§ Instructions for the task: Copy everything in the listing below word for word, apart from any images.

Interface markup and scripts

▬▬▬▬▬▬▬▬▬▬

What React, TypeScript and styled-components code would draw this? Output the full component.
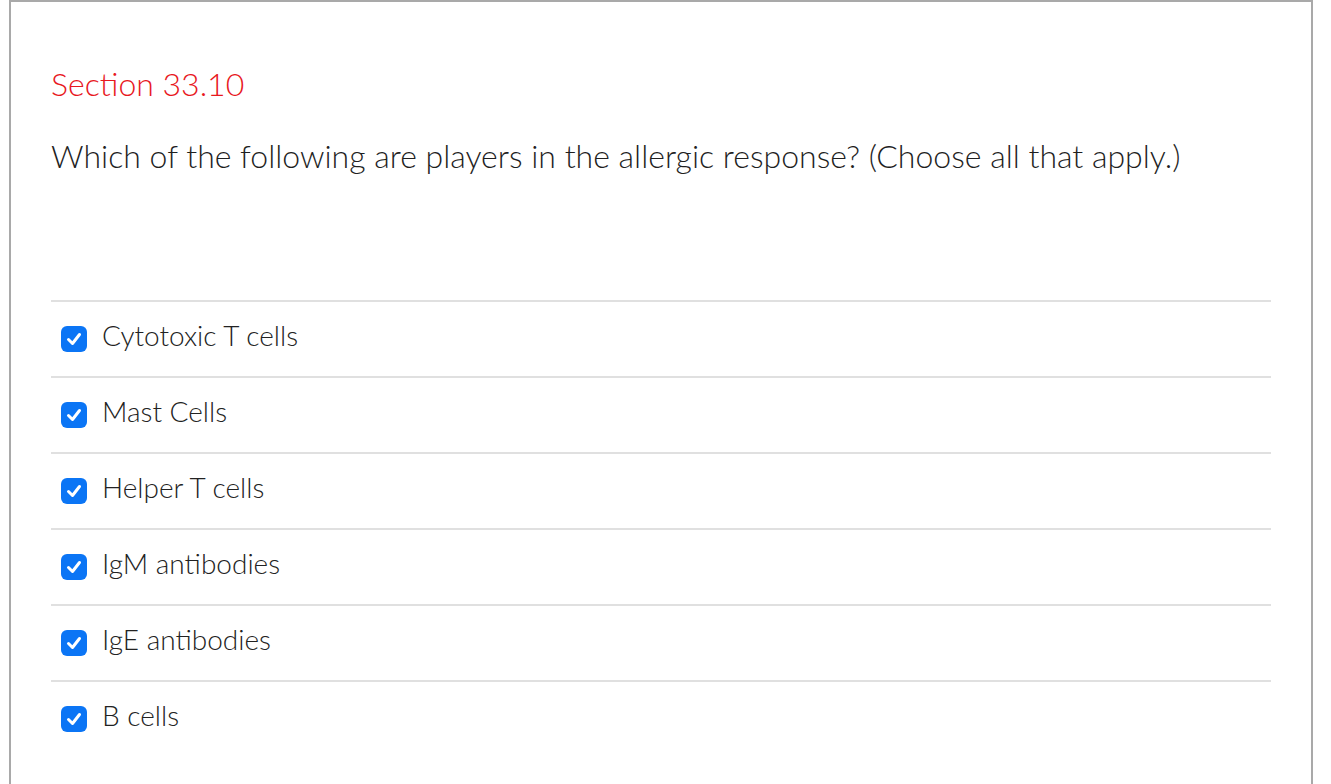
import { createGlobalStyle, styled } from 'styled-components';

const OPTIONS = [
  'Cytotoxic T cells',
  'Mast Cells',
  'Helper T cells',
  'IgM antibodies',
  'IgE antibodies',
  'B cells',
];

const GlobalStyle = createGlobalStyle`
  html, body {
    margin: 0;
    padding: 0;
    background: #fff;
  }
  body {
    font-family: Lato, "Open Sans", sans-serif;
    color: #222;
  }
`;

const CheckMark = () => (
  <svg width="20" height="20" viewBox="0 0 20 20" fill="none">
    <path
      d="M4.5 10.5 L8.5 14.5 L15.5 5.5"
      stroke="#fff"
      strokeWidth="3"
      strokeLinecap="round"
      strokeLinejoin="round"
    />
  </svg>
);

const App = () => {
  return (
    <>
      <GlobalStyle />
      <Frame>
        <SectionTitle>Section 33.10</SectionTitle>
        <Question>
          Which of the following are players in the allergic response? (Choose
          all that apply.)
        </Question>
        <AnswerList>
          {OPTIONS.map((label) => (
            <Answer key={label}>
              <CheckBox>
                <CheckMark />
              </CheckBox>
              <AnswerLabel>{label}</AnswerLabel>
            </Answer>
          ))}
        </AnswerList>
      </Frame>
    </>
  );
};

export default App;

const Frame = styled.div`
  margin-left: 9px;
  width: 1304px;
  height: 800px;
  box-sizing: border-box;
  border: 2px solid #a9a9a9;
  border-bottom: none;
  padding: 62px 40px 0 40px;
`;

const SectionTitle = styled.h2`
  margin: 0;
  font-size: 32px;
  font-weight: 300;
  line-height: 40px;
  color: #e8181e;
`;

const Question = styled.p`
  margin: 32px 0 0 0;
  font-size: 32px;
  font-weight: 300;
  line-height: 40px;
  color: #1f1f1f;
`;

const AnswerList = styled.ul`
  list-style: none;
  margin: 124px 0 0 0;
  padding: 0;
`;

const Answer = styled.li`
  display: flex;
  align-items: center;
  height: 76px;
  box-sizing: border-box;
  border-top: 2px solid #e0e0e0;
  padding: 0 0 2px 10px;
`;

const CheckBox = styled.span`
  display: flex;
  align-items: center;
  justify-content: center;
  width: 26px;
  height: 26px;
  border-radius: 6px;
  background: #0b75f5;
  margin: 2px 15px 0 0;
  flex-shrink: 0;
`;

const AnswerLabel = styled.span`
  font-size: 28px;
  font-weight: 300;
  line-height: 34px;
  padding-bottom: 6px;
  color: #222;
`;
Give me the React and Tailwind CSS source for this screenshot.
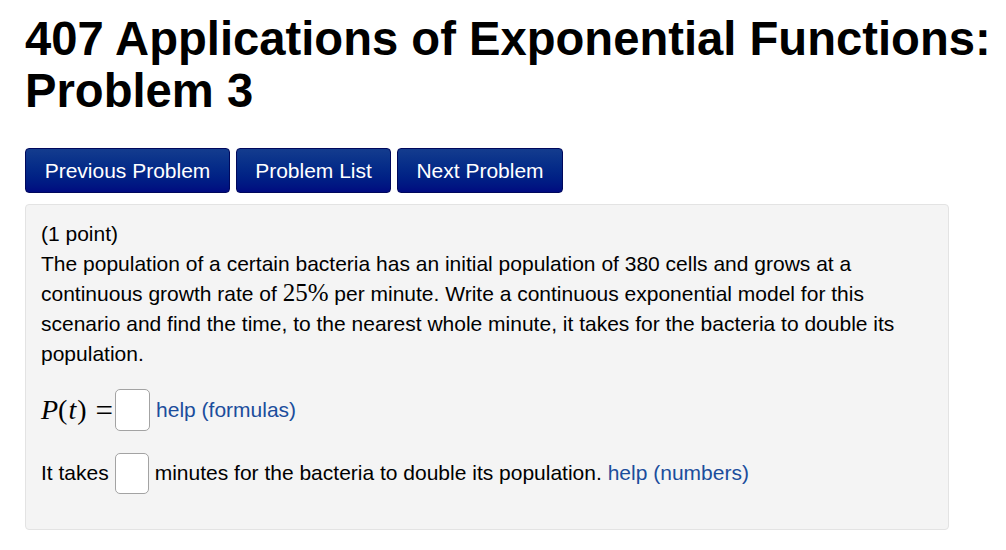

▬▬▬▬▬▬▬▬▬▬

§ Output of the task:
What React, TypeScript and styled-components code would draw this? Output the full component.
import { createGlobalStyle, styled } from 'styled-components';

const OPTIONS = [
  'Cytotoxic T cells',
  'Mast Cells',
  'Helper T cells',
  'IgM antibodies',
  'IgE antibodies',
  'B cells',
];

const GlobalStyle = createGlobalStyle`
  html, body {
    margin: 0;
    padding: 0;
    background: #fff;
  }
  body {
    font-family: Lato, "Open Sans", sans-serif;
    color: #222;
  }
`;

const CheckMark = () => (
  <svg width="20" height="20" viewBox="0 0 20 20" fill="none">
    <path
      d="M4.5 10.5 L8.5 14.5 L15.5 5.5"
      stroke="#fff"
      strokeWidth="3"
      strokeLinecap="round"
      strokeLinejoin="round"
    />
  </svg>
);

const App = () => {
  return (
    <>
      <GlobalStyle />
      <Frame>
        <SectionTitle>Section 33.10</SectionTitle>
        <Question>
          Which of the following are players in the allergic response? (Choose
          all that apply.)
        </Question>
        <AnswerList>
          {OPTIONS.map((label) => (
            <Answer key={label}>
              <CheckBox>
                <CheckMark />
              </CheckBox>
              <AnswerLabel>{label}</AnswerLabel>
            </Answer>
          ))}
        </AnswerList>
      </Frame>
    </>
  );
};

export default App;

const Frame = styled.div`
  margin-left: 9px;
  width: 1304px;
  height: 800px;
  box-sizing: border-box;
  border: 2px solid #a9a9a9;
  border-bottom: none;
  padding: 62px 40px 0 40px;
`;

const SectionTitle = styled.h2`
  margin: 0;
  font-size: 32px;
  font-weight: 300;
  line-height: 40px;
  color: #e8181e;
`;

const Question = styled.p`
  margin: 32px 0 0 0;
  font-size: 32px;
  font-weight: 300;
  line-height: 40px;
  color: #1f1f1f;
`;

const AnswerList = styled.ul`
  list-style: none;
  margin: 124px 0 0 0;
  padding: 0;
`;

const Answer = styled.li`
  display: flex;
  align-items: center;
  height: 76px;
  box-sizing: border-box;
  border-top: 2px solid #e0e0e0;
  padding: 0 0 2px 10px;
`;

const CheckBox = styled.span`
  display: flex;
  align-items: center;
  justify-content: center;
  width: 26px;
  height: 26px;
  border-radius: 6px;
  background: #0b75f5;
  margin: 2px 15px 0 0;
  flex-shrink: 0;
`;

const AnswerLabel = styled.span`
  font-size: 28px;
  font-weight: 300;
  line-height: 34px;
  padding-bottom: 6px;
  color: #222;
`;
Give me the React and Tailwind CSS source for this screenshot.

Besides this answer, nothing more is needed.